Pendulum (highschool) I have a question concerning pendulum.
On our physics lessons we built simple pendulum consisting of weight and a thread ($\ell=0.31$ m).
We tried to calculate $g$ from the well known formula 
$$T_m = 2\pi\sqrt{\frac{\ell}{g}}$$
which leads to 
$$g = \frac{4\pi^2 \ell}{T_m^2}$$
Of course, this formula comes from conclusion that $\sin(\alpha)-\tan(\alpha)$ is neglectable for "small" $\alpha$.
Hence our target was to find formula, which works for larger $\alpha$ as well.
According to this two sources, this should do the trick:
$$T_m = 2\pi\sqrt{\frac{\ell}{g}}(1+\frac{1}{4}\sin^2(\frac{\alpha}{2}))$$
from which I came to this conclusion:
$$g=\frac{\ell\pi^2(\cos(\alpha)-9)^2}{16T_m^2}$$
Here is my problem: After using this formula and our measured data, I got $\overline g = 8.9085$, which is obviously not very accurate (for ~48°N).
Any ideas where I've made a mistake?
 A: UPDATE
I finally got it right. My thanks goes to @NeuroFuzzy, who pointed me in the right direction.
According to wiki's Legendre polynomial solution for the elliptic integral, "an exact solution to the period of a pendulum is:"
$$T=2\pi\sqrt\frac{\ell}{g}\sum\limits_{n=0}^\infty \left[\left(\frac{(2n)!}{(2^nn!)^2}\right)^2sin^{2n}\left(\frac{\alpha}{2}\right)\right]$$
which after solving for g gives
$$g=\ell\left(2\pi \sum\limits_{n=0}^\infty \left[\left(\frac{(2n)!}{(2^nn!)^2}\right)^2sin^{2n}\left(\frac{\alpha}{2}\right)\right]T^{-1} \right)^2$$
Although it is probably not the most beautiful wonder of the world, it seems to work for me. I finally get acceptable results ($\overline g = 9.402$). The difference between real and this g can easily be explained, therefore I mark this post as the real answer. In case somebody is interested in this, here is python2 code for finding g from measured data.
Original answer
After reading your answers, suggestions and after going through simplification of the formula once again (with the very same result), I have to conclude that, assuming
$$T_m = 2\pi\sqrt{\frac{\ell}{g}}(1+\frac{1}{4}\sin^2(\frac{\alpha}{2}))$$
is correct (taken from two independent sources), following formula is correct as well
$$g=\frac{\ell\pi^2(\cos(\alpha)-9)^2}{16T_m^2}$$
This suggests my experiment alone was not very accurate, thus resulting in the error seen in my original question.
Additional info
I have tried to come up with the formula for $T_m$ but with no luck. I got
$$T=2\pi\sqrt{\frac{\ell\cos(\alpha)}{g}}$$
from which one can easily get
$$g=\frac{4\ell\pi^2\cos(\alpha)}{T^2}$$
Although it looks little bit similar, it's not quite there. It also returns unacceptable results ($\overline g = 4.94$)

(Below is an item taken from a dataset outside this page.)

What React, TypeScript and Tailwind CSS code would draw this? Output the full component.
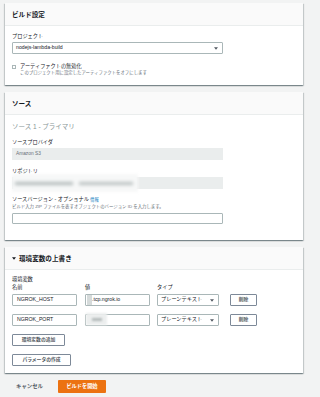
import React from 'react';

const panel =
  'bg-white shadow-[0_1px_1px_0_rgba(0,28,36,0.3),1px_1px_1px_0_rgba(0,28,36,0.15),-1px_1px_1px_0_rgba(0,28,36,0.15)]';

function PanelHeader({ children }: { children: React.ReactNode }) {
  return (
    <div className="h-[23px] bg-[#fafafa] border-b border-[#eaeded] flex items-center px-[7px]">
      <h2 className="text-[6.6px] leading-[9px] font-bold text-[#16191f] flex items-center gap-[3px]">
        {children}
      </h2>
    </div>
  );
}

function Caret({ className = '' }: { className?: string }) {
  return (
    <svg viewBox="0 0 6 4" className={className}>
      <path d="M0 0h6L3 4z" fill="currentColor" />
    </svg>
  );
}

function Label({ children, className = '' }: { children: React.ReactNode; className?: string }) {
  return <div className={`text-[5.2px] leading-[8px] text-[#16191f] ${className}`}>{children}</div>;
}

function Select({ value, className = '' }: { value: string; className?: string }) {
  return (
    <div
      className={`h-[12px] border border-[#aab7b8] rounded-[1px] bg-white flex items-center justify-between pl-[3px] pr-[4px] ${className}`}
    >
      <span className="text-[5.2px] text-[#16191f]">{value}</span>
      <Caret className="w-[4px] h-[3px] text-[#545b64]" />
    </div>
  );
}

function Button({ children, className = '' }: { children: React.ReactNode; className?: string }) {
  return (
    <div
      className={`h-[12px] border border-[#7d8998] rounded-[1px] bg-white flex items-center justify-center text-[4.8px] font-bold text-[#545b64] ${className}`}
    >
      {children}
    </div>
  );
}

export default function App() {
  return (
    <div className="w-[320px] h-[397px] overflow-hidden bg-[#f2f3f3] pt-[3px] pl-[5px] pr-[17px] font-['Liberation_Sans','Noto_Sans_CJK_JP',sans-serif]">
      {/* ビルド設定 */}
      <section className={panel}>
        <PanelHeader>ビルド設定</PanelHeader>
        <div className="px-[7px] pt-[6px] pb-[10px]">
          <Label>プロジェクト</Label>
          <Select value="nodejs-lambda-build" className="mt-[2px] w-[211px]" />
          <div className="mt-[9px] flex items-start gap-[4px]">
            <div className="mt-[1.5px] w-[4px] h-[4px] border border-[#aab7b8] bg-white shrink-0" />
            <div>
              <div className="text-[5.2px] leading-[7px] text-[#16191f]">アーティファクトの無効化</div>
              <div className="text-[4.4px] leading-[5px] text-[#687078]">
                このプロジェクト用に設定したアーティファクトをオフにします
              </div>
            </div>
          </div>
        </div>
      </section>

      {/* ソース */}
      <section className={`${panel} mt-[7px]`}>
        <PanelHeader>ソース</PanelHeader>
        <div className="px-[7px] pt-[7px] pb-[16px]">
          <div className="text-[6.5px] leading-[9px] text-[#879596]">ソース 1 - プライマリ</div>
          <Label className="mt-[7px]">ソースプロバイダ</Label>
          <div className="mt-[2px] w-[211px] h-[12px] bg-[#eaeded] flex items-center px-[4px] text-[4.8px] text-[#687078]">
            Amazon S3
          </div>
          <Label className="mt-[7px]">リポジトリ</Label>
          <div className="relative mt-[2px] w-[211px] h-[12px] bg-[#eaeded]">
            <div className="absolute -top-[3px] -bottom-[3px] left-0 w-[126px] bg-[#f7f8f8] blur-[1.5px] flex items-center gap-[6px] px-[3px]">
              <div className="h-[3px] w-[58px] bg-[#aeb6b6] blur-[0.8px]" />
              <div className="h-[3px] w-[54px] bg-[#b6bdbd] blur-[0.8px]" />
            </div>
          </div>
          <Label className="mt-[6px]">
            ソースバージョン - オプショナル{' '}
            <span className="text-[4.2px] text-[#0073bb]">情報</span>
          </Label>
          <div className="text-[4.4px] leading-[6px] text-[#687078]">
            ビルド入力 ZIP ファイルを表すオブジェクトのバージョン ID を入力します。
          </div>
          <div className="mt-[3px] w-[211px] h-[11px] border border-[#aab7b8] rounded-[1px] bg-white" />
        </div>
      </section>

      {/* 環境変数の上書き */}
      <section className={`${panel} mt-[7px]`}>
        <PanelHeader>
          <Caret className="w-[4px] h-[3px] text-[#16191f]" />
          環境変数の上書き
        </PanelHeader>
        <div className="px-[7px] pt-[5px] pb-[7px]">
          <div className="text-[5.2px] leading-[8px] text-[#16191f]">環境変数</div>
          <div className="flex text-[5.2px] leading-[8px] text-[#16191f]">
            <div className="w-[73px]">名前</div>
            <div className="w-[72px]">値</div>
            <div>タイプ</div>
          </div>
          <div className="mt-[3px] flex items-center">
            <div className="w-[65px] h-[12px] border border-[#aab7b8] rounded-[1px] flex items-center px-[4px] text-[5.2px] text-[#16191f]">
              NGROK_HOST
            </div>
            <div className="ml-[8px] w-[65px] h-[12px] border border-[#aab7b8] rounded-[1px] flex items-center pl-[1px] text-[5.2px] text-[#16191f]">
              <span className="w-[5px] h-[10px] bg-[#d5dada] blur-[0.6px] shrink-0" />
              <span>.tcp.ngrok.io</span>
            </div>
            <Select value="プレーンテキスト" className="ml-[7px] w-[62px]" />
            <Button className="ml-[11px] w-[27px]">削除</Button>
          </div>
          <div className="mt-[8px] flex items-center">
            <div className="w-[65px] h-[12px] border border-[#aab7b8] rounded-[1px] flex items-center px-[4px] text-[5.2px] text-[#16191f]">
              NGROK_PORT
            </div>
            <div className="relative ml-[8px] w-[65px] h-[12px] border border-[#aab7b8] rounded-[1px] bg-white">
              <div className="absolute left-[0px] -top-[2px] w-[21px] h-[12px] bg-[#eceeee] blur-[1px] flex items-center justify-center">
                <div className="w-[10px] h-[3px] bg-[#b4bbbb] blur-[0.6px]" />
              </div>
            </div>
            <Select value="プレーンテキスト" className="ml-[7px] w-[62px]" />
            <Button className="ml-[11px] w-[27px]">削除</Button>
          </div>
          <Button className="mt-[8px] w-[53px]">環境変数の追加</Button>
          <Button className="mt-[8px] w-[59px]">パラメータの作成</Button>
        </div>
      </section>

      {/* フッター */}
      <div className="mt-[7px] flex items-center pl-[11px]">
        <span className="text-[5.4px] font-bold text-[#545b64]">キャンセル</span>
        <div className="ml-[15px] w-[48px] h-[13px] bg-[#ec7211] rounded-[1px] flex items-center justify-center text-[5.2px] font-bold text-white">
          ビルドを開始
        </div>
      </div>
    </div>
  );
}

A: This is really a comment to Mathbreaker's answer, but it's hard to do formulae in comments.
If you simply solve:
$$ T_m = 2\pi\sqrt{\frac{\ell}{g}}(1+\frac{1}{4}\sin^2(\tfrac{\alpha}{2})) $$
for $g$ you get:
$$ g = \frac{4 \pi^2 l (4 + \sin^2(\tfrac{\alpha}{2}))^2}{16 \tau^2} \tag{1} $$
We use the identity:
$$ \sin^2(\tfrac{\alpha}{2}) = \tfrac{1}{2} - \tfrac{1}{2}\cos\alpha $$
Substituting this in (1) gives:
$$\begin{align}
 g &= \frac{4 \pi^2 l (4 + \tfrac{1}{2} - \tfrac{1}{2}\cos\alpha)^2}{16 \tau^2} \\
   &= \frac{\pi^2 l (9 - \cos\alpha)^2}{16 \tau^2}
\end{align}$$
which is kecer's formula (give or take a factor of -1 that gets squared anyway).
A: $$g= \frac{L *4\pi^2 * ((5- \cos^2 (\alpha/2))^2}{16T^2}$$ 
This is what i got when i simplified for $g$.
I assume you made some mistake in simplification, or it just might be me, Iapologize if it is. You could try plugging your values into this and hope for an answer... 
when i simplify the latter part as well i get 
$$\frac{L * 4\pi^2 *(25+\cos^4(\alpha/2) - 10\cos^2(\alpha/2))}{16T^2}$$
Either there is a mistake in the formula you have obtained online, or in simplification. 
Also, there is a possibility that your measure data wouldve been inaccurate due to parallax error or otherwise.